Auto Glass Replacement in Columbia for Rideshare Drivers: Tips and Policies
If you drive for Uber, Lyft, or a local platform in Columbia, you live by the ping. A cracked windshield turns that ping into a problem fast. Safety inspections, platform rules, and South Carolina insurance quirks all collide the moment a pebble slingshots off I‑26 and leaves a bullseye in your field of view. You can nurse a chipped pane for a day or two, maybe three, but every mile adds risk. The job here isn’t just swapping glass, it’s managing downtime, compliance, rider trust, and your own nerves while keeping your earnings intact.
I’ve worked with enough rideshare drivers and shops around Richland and Lexington counties to know that “just call a glass place” is not a plan. The right move depends on the size and location of damage, the age and trim of your vehicle, the camera suite stuck to your windshield, and the policy sitting in your glove box. It also depends on whether you’re on app or off app when it happens, a detail that matters more than most people realize.
This is a practical guide shaped by real constraints, the kind you hit at 7:15 a.m. when you’re queued near the airport and see a crack racing along the passenger side. There is a path that keeps you working and keeps the platforms happy. It’s not always the cheapest, but it’s usually the least painful.
Why Columbia makes auto glass a little different
Columbia’s driving mix isn’t gentle. Windswept grit from construction on Shop Road, fast merges onto I‑77, occasional debris on Assembly or Beltline, and summer storms that throw branches like they’re getting paid for it. Glass damage clusters in two places: the windshield from pebbles and road debris, and the passenger front window from petty break‑ins around nightlife corridors. Both matter if you’re hauling riders, but the windshield is the one that can bench you without warning.

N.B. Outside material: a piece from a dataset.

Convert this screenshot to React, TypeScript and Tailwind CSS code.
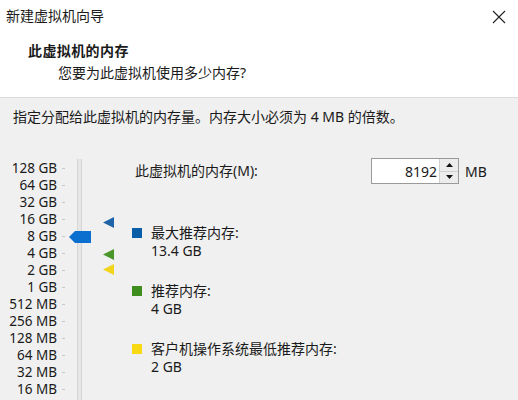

South Carolina has its own twist: many comprehensive policies in the state cover windshield replacement with no deductible. Some carriers apply that only to windshields, not side or rear glass. Others offer zero‑deductible options by default. The fine print is worth ten minutes of your life, especially if you drive 25,000 to 40,000 miles a year. One claim saved can pay for that extra endorsement five times over.
Then there’s the tech. Late‑model rideshare favorites like the Toyota Camry, Honda Accord, Kia K5, RAV4, and Hyundai Tucson often carry forward‑facing cameras for lane keeping and emergency braking. Replace the windshield and you’ve changed the camera’s lens geometry. The car needs a calibration. In Columbia, some shops handle both the glass and the calibration under one roof, others bring in a mobile calibration tech, and a few send you to the dealer. Each route affects downtime and cost. Your platform won’t care how it gets done, only that it’s done right.
What the platforms expect
Neither Uber nor Lyft wants riders peering through a cracked windshield. They frame it as safety and brand trust, and they’re not wrong. Policies vary by market and change without a press conference, but the common bones look like this: no significant cracks in the driver’s line of sight, no spiderwebbing, and nothing that compromises structural integrity. A small chip outside the central viewing area might slide for a short window. A long crack or starburst near the steering wheel side usually draws a hard line.
As for proof, platforms rarely pre‑clear repairs. Instead, they tend to react when something triggers a review: a rider complaint about vehicle condition, a photo audit, or a routine re‑inspection. Don’t wait for that tap on the shoulder. If you replace the glass, keep the invoice and calibration certificate in your email and in your car. I’ve seen drivers asked for it after a crash or during a deactivation appeal. You don’t need to volunteer it, just be ready.
If you operate on UberX Share or any pooled service where more passengers cycle through the car, expect less tolerance for “I’ll fix it next week.” Pool means higher exposure and more feedback. Minor annoyances become tickets fast.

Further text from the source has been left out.